Download and Process Content from UCM

To download extracted content from UCM, search for DOCTITLE MANIFEST.MF and sort by DOCDATE in DESC order. This provides all of the manifest UCM files in order by docid. Download each MANIFEST file using docid. Parse the lines in the manifest file to download data files using their respective ucm_document_ids. You can use the md5_check_sum_value to verify downloaded file content. After downloading the files, unzip them and process them based on their file extension, for example by .csv, .mdcsv, or .pecsv.

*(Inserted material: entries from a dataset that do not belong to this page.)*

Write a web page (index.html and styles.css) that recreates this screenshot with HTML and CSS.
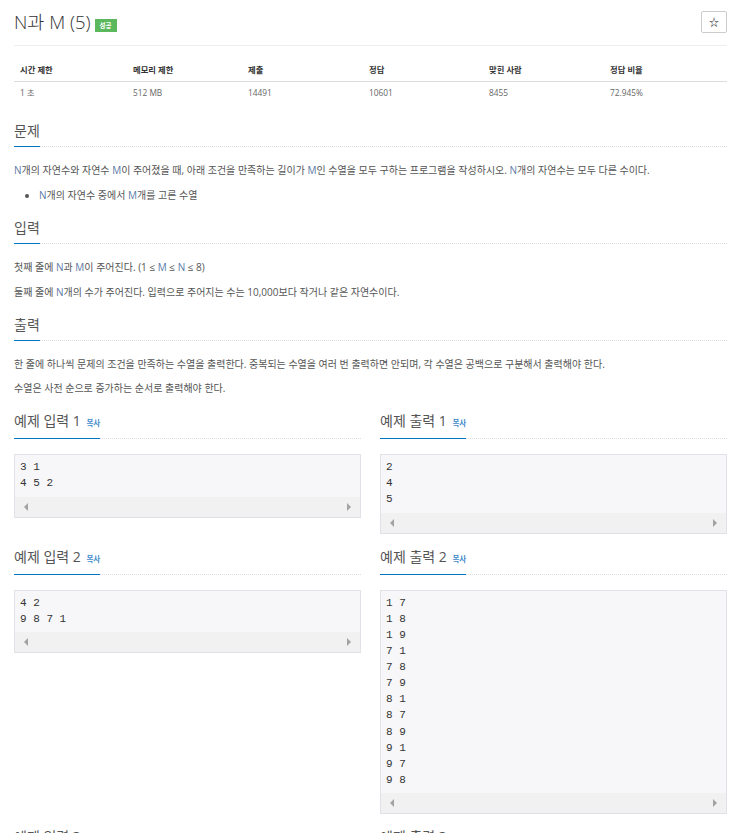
FILE: index.html
```html
<!DOCTYPE html>
<html lang="ko">
<head>
<meta charset="utf-8">
<title>N과 M (5)</title>
<link rel="stylesheet" href="styles.css">
</head>
<body>
<div class="page">
  <div class="title-row">
    <h1 class="title"><span class="title-text">N과 M (5)</span><span class="badge">성공</span></h1>
    <button class="star" type="button">☆</button>
  </div>

  <table class="info">
    <colgroup>
      <col class="c1"><col class="c2"><col class="c3"><col class="c4"><col class="c5"><col class="c6">
    </colgroup>
    <thead>
      <tr><th>시간 제한</th><th>메모리 제한</th><th>제출</th><th>정답</th><th>맞힌 사람</th><th>정답 비율</th></tr>
    </thead>
    <tbody>
      <tr><td>1 초</td><td>512 MB</td><td>14491</td><td>10601</td><td>8455</td><td>72.945%</td></tr>
    </tbody>
  </table>

  <section class="sec">
    <div class="headline"><h2>문제</h2></div>
    <div class="sec-body">
      <p><span class="m">N</span>개의 자연수와 자연수 <span class="m">M</span>이 주어졌을 때, 아래 조건을 만족하는 길이가 <span class="m">M</span>인 수열을 모두 구하는 프로그램을 작성하시오. <span class="m">N</span>개의 자연수는 모두 다른 수이다.</p>
      <ul>
        <li><span class="m">N</span>개의 자연수 중에서 <span class="m">M</span>개를 고른 수열</li>
      </ul>
    </div>
  </section>

  <section class="sec">
    <div class="headline"><h2>입력</h2></div>
    <div class="sec-body">
      <p>첫째 줄에 <span class="m">N</span>과 <span class="m">M</span>이 주어진다. (1 ≤ <span class="m">M</span> ≤ <span class="m">N</span> ≤ 8)</p>
      <p>둘째 줄에 <span class="m">N</span>개의 수가 주어진다. 입력으로 주어지는 수는 10,000보다 작거나 같은 자연수이다.</p>
    </div>
  </section>

  <section class="sec">
    <div class="headline"><h2>출력</h2></div>
    <div class="sec-body">
      <p>한 줄에 하나씩 문제의 조건을 만족하는 수열을 출력한다. 중복되는 수열을 여러 번 출력하면 안되며, 각 수열은 공백으로 구분해서 출력해야 한다.</p>
      <p>수열은 사전 순으로 증가하는 순서로 출력해야 한다.</p>
    </div>
  </section>

  <div class="samples">
    <div class="sample">
      <div class="headline"><h2>예제 입력 1 <a class="copy">복사</a></h2></div>
      <div class="pre-box">
        <pre>3 1
4 5 2</pre>
        <div class="scrollbar"><span class="arr arr-l"></span><span class="arr arr-r"></span></div>
      </div>
    </div>
    <div class="sample">
      <div class="headline"><h2>예제 출력 1 <a class="copy">복사</a></h2></div>
      <div class="pre-box">
        <pre>2
4
5</pre>
        <div class="scrollbar"><span class="arr arr-l"></span><span class="arr arr-r"></span></div>
      </div>
    </div>
    <div class="sample">
      <div class="headline"><h2>예제 입력 2 <a class="copy">복사</a></h2></div>
      <div class="pre-box">
        <pre>4 2
9 8 7 1</pre>
        <div class="scrollbar"><span class="arr arr-l"></span><span class="arr arr-r"></span></div>
      </div>
    </div>
    <div class="sample">
      <div class="headline"><h2>예제 출력 2 <a class="copy">복사</a></h2></div>
      <div class="pre-box">
        <pre>1 7
1 8
1 9
7 1
7 8
7 9
8 1
8 7
8 9
9 1
9 7
9 8</pre>
        <div class="scrollbar"><span class="arr arr-l"></span><span class="arr arr-r"></span></div>
      </div>
    </div>
    <div class="sample">
      <div class="headline"><h2>예제 입력 3 <a class="copy">복사</a></h2></div>
    </div>
    <div class="sample">
      <div class="headline"><h2>예제 출력 3 <a class="copy">복사</a></h2></div>
    </div>
  </div>
</div>
</body>
</html>
```
FILE: styles.css
```css
* { box-sizing: border-box; }
html, body { margin: 0; padding: 0; background: #fff; }
body {
  font-family: "Open Sans", "Noto Sans CJK KR", sans-serif;
  color: #555;
  font-size: 10px;
}
.page {
  width: 748px;
  padding: 0 21px 0 14px;
}

/* title */
.title-row {
  display: flex;
  align-items: center;
  justify-content: space-between;
  margin-top: 9px;
  padding-bottom: 10px;
  border-bottom: 1px solid #eee;
}
.title {
  margin: 0;
  display: flex;
  align-items: center;
  height: 26px;
  font-size: 18.5px;
  font-weight: 300;
  color: #333;
  line-height: 26px;
}
.badge {
  display: inline-block;
  margin-left: 4px;
  margin-top: 7px;
  width: 22px;
  height: 13px;
  background: #5cb85c;
  color: #fff;
  font-size: 6.5px;
  font-weight: 700;
  line-height: 13px;
  text-align: center;
}
.star {
  width: 26px;
  height: 22px;
  padding: 0;
  border: 1px solid #ccc;
  border-radius: 2px;
  background: #fff;
  color: #222;
  font-size: 10px;
  line-height: 20px;
  font-family: "Noto Sans CJK KR", "DejaVu Sans", sans-serif;
}

/* info table */
.info {
  width: 713px;
  margin-top: 12px;
  border-collapse: collapse;
  table-layout: fixed;
  font-size: 8.3px;
}
.c1 { width: 113px; } .c2 { width: 115px; } .c3 { width: 121px; }
.c4 { width: 120px; } .c5 { width: 121px; } .c6 { width: 123px; }
.info th {
  text-align: left;
  font-weight: 700;
  color: #333;
  height: 23px;
  padding: 0 0 0 6px;
  border-bottom: 1px solid #ddd;
}
.info td {
  height: 22px;
  padding: 0 0 0 6px;
  color: #666;
}

/* sections */
.sec { margin-top: 19px; }
.sec + .sec { margin-top: 17px; }
.headline {
  display: flex;
  border-bottom: 1px dotted #ddd;
}
.headline h2 {
  margin: 0 0 -1px 0;
  font-size: 14px;
  font-weight: 400;
  line-height: 18px;
  padding-bottom: 6px;
  color: #555;
  border-bottom: 1px solid #0076c0;
}
.sec-body { padding-top: 16px; }
.sec-body p {
  margin: 0 0 10.5px 0;
  line-height: 14px;
}
.sec-body p:last-child { margin-bottom: 0; }
.sec-body ul {
  margin: 11px 0 0 0;
  padding-left: 25px;
  line-height: 14px;
}
.m { color: #5b7aa6; }

/* samples */
.samples {
  margin-top: 17px;
  display: grid;
  grid-template-columns: 347px 347px;
  column-gap: 19px;
  row-gap: 14px;
  align-items: start;
}
.copy {
  font-size: 7.5px;
  font-weight: 700;
  color: #428bca;
  margin-left: 2px;
}
.pre-box {
  margin-top: 15px;
  border: 1px solid #e1e1e8;
  background: #f7f7f9;
}
.pre-box pre {
  margin: 0;
  padding: 4px 5px 5.5px;
  font-family: "Liberation Mono", monospace;
  font-size: 11px;
  line-height: 16.1px;
  color: #333;
}
.scrollbar {
  height: 20px;
  background: #f1f1f1;
  display: flex;
  align-items: center;
  justify-content: space-between;
  padding: 0 9px;
}
.arr {
  width: 0;
  height: 0;
  border-top: 4px solid transparent;
  border-bottom: 4px solid transparent;
}
.arr-l { border-right: 4px solid #a3a3a3; }
.arr-r { border-left: 4px solid #a3a3a3; }
```
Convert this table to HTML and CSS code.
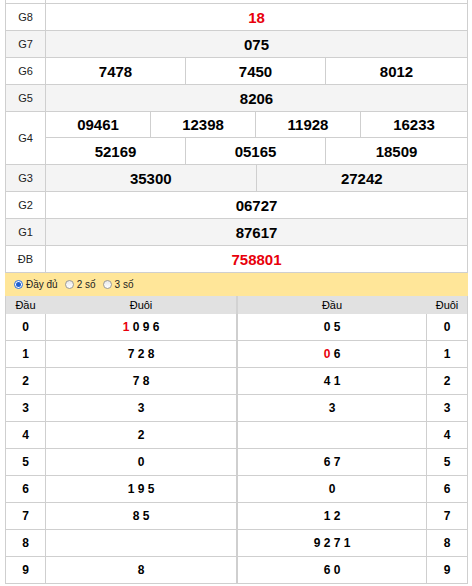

Once the data files are processed, rename the corresponding MANIFEST.MF file in UCM by adding a timestamp prefix in the format [TIMESTAMP]_MANIFEST.MF so that it’s not reused in the next download from UCM. Expire the manifest file and all the processed files after 30 days so that UCM storage doesn’t run out of space.

Download and Process Content from Cloud Storage Service

To download extracted content from Cloud Storage Service, search for MANIFEST- and sort by filename. This provides all of the manifest files in order by date. Download each manifest file and parse the lines in the manifest file to download data files using their respective file names. You can use the md5_check_sum_value to verify downloaded file content. After downloading the files, unzip them and process them based on their file extension, for example by .csv, .mdcsv, or .pecsv.

Once the data files are processed, rename the corresponding manifest file in Storage Service by adding a timestamp prefix in the format [TIMESTAMP]_MANIFEST so that it’s not reused in the next download. Expire the manifest file and all the processed files after 30 days so that storage doesn’t run out of space.